Instructions for the task: Copy out each line of the material in which the word "screenshot" appears.

** Start Information shown **

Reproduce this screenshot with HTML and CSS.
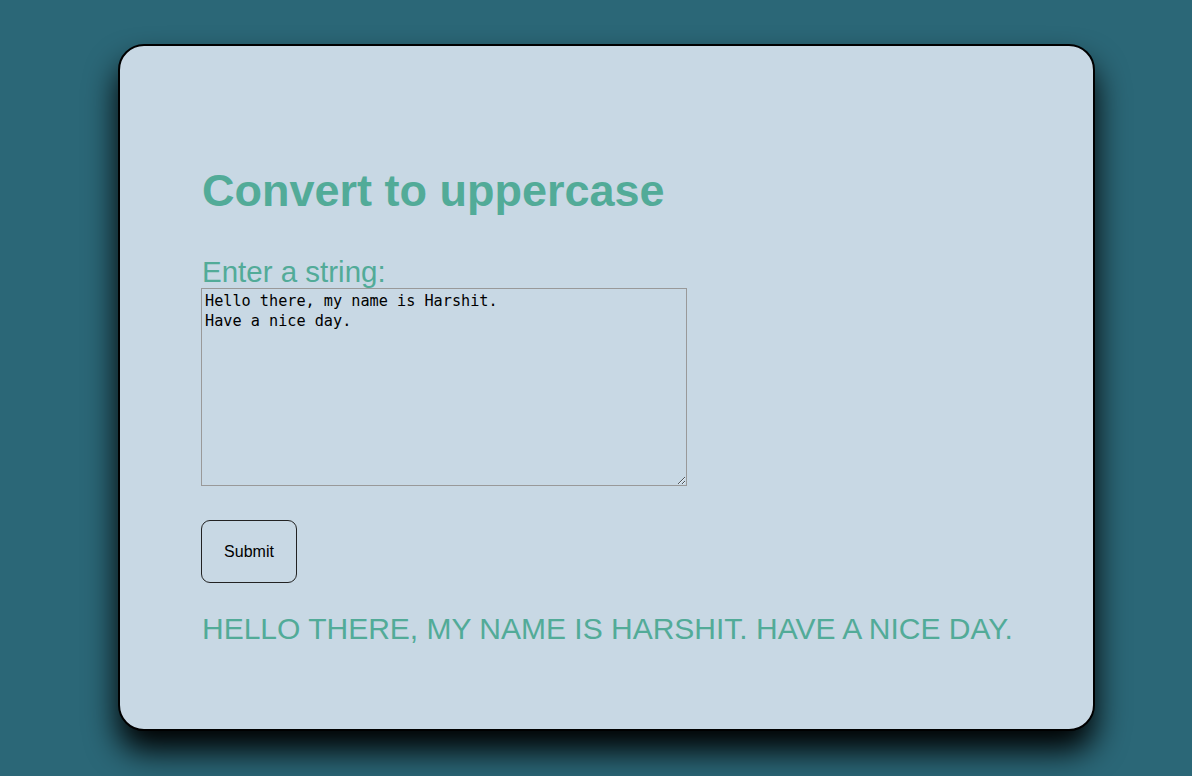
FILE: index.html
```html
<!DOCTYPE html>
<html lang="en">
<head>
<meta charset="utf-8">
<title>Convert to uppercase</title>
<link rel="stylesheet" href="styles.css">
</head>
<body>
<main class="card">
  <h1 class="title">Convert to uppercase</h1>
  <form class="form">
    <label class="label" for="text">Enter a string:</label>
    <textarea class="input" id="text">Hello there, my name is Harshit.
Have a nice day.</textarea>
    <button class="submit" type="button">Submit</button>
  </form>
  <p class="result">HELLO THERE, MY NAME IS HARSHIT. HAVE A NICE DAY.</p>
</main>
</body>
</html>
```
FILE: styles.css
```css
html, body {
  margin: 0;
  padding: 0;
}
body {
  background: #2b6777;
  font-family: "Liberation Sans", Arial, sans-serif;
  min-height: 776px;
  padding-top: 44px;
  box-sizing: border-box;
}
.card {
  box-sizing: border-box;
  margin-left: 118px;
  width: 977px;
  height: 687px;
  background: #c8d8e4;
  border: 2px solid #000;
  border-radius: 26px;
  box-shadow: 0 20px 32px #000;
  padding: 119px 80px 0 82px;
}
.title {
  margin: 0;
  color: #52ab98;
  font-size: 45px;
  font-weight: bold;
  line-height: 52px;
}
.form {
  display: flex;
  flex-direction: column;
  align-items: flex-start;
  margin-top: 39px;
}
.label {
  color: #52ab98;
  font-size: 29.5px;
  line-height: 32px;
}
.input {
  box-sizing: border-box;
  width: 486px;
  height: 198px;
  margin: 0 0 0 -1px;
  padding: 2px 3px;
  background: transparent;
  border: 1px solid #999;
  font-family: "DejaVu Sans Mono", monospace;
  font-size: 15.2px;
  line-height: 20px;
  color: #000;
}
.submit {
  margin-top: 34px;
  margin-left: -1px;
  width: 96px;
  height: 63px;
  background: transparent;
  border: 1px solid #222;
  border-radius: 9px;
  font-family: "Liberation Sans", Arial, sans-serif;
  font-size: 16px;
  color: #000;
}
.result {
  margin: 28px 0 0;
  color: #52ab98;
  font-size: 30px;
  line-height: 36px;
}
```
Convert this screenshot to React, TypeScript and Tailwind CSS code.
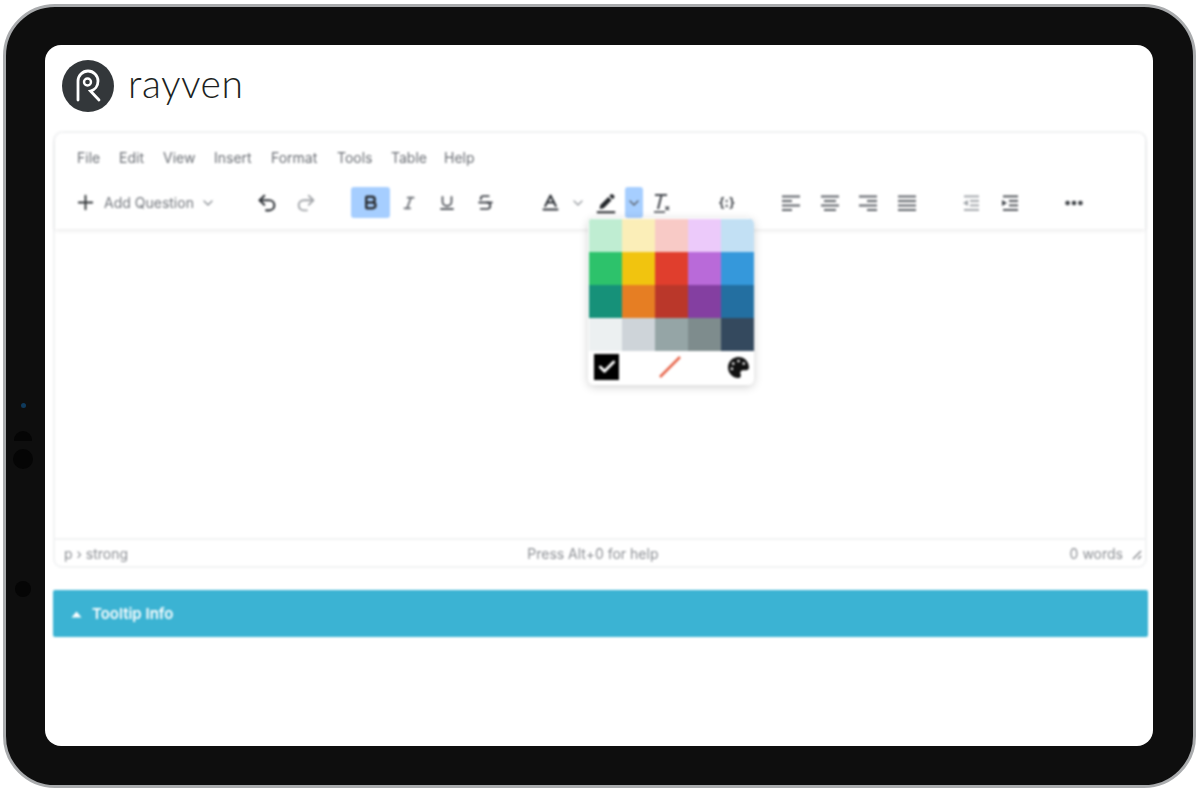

** End Information shown **

Answer to the problem:
Reproduce this screenshot with HTML and CSS.
Convert this screenshot to React, TypeScript and Tailwind CSS code.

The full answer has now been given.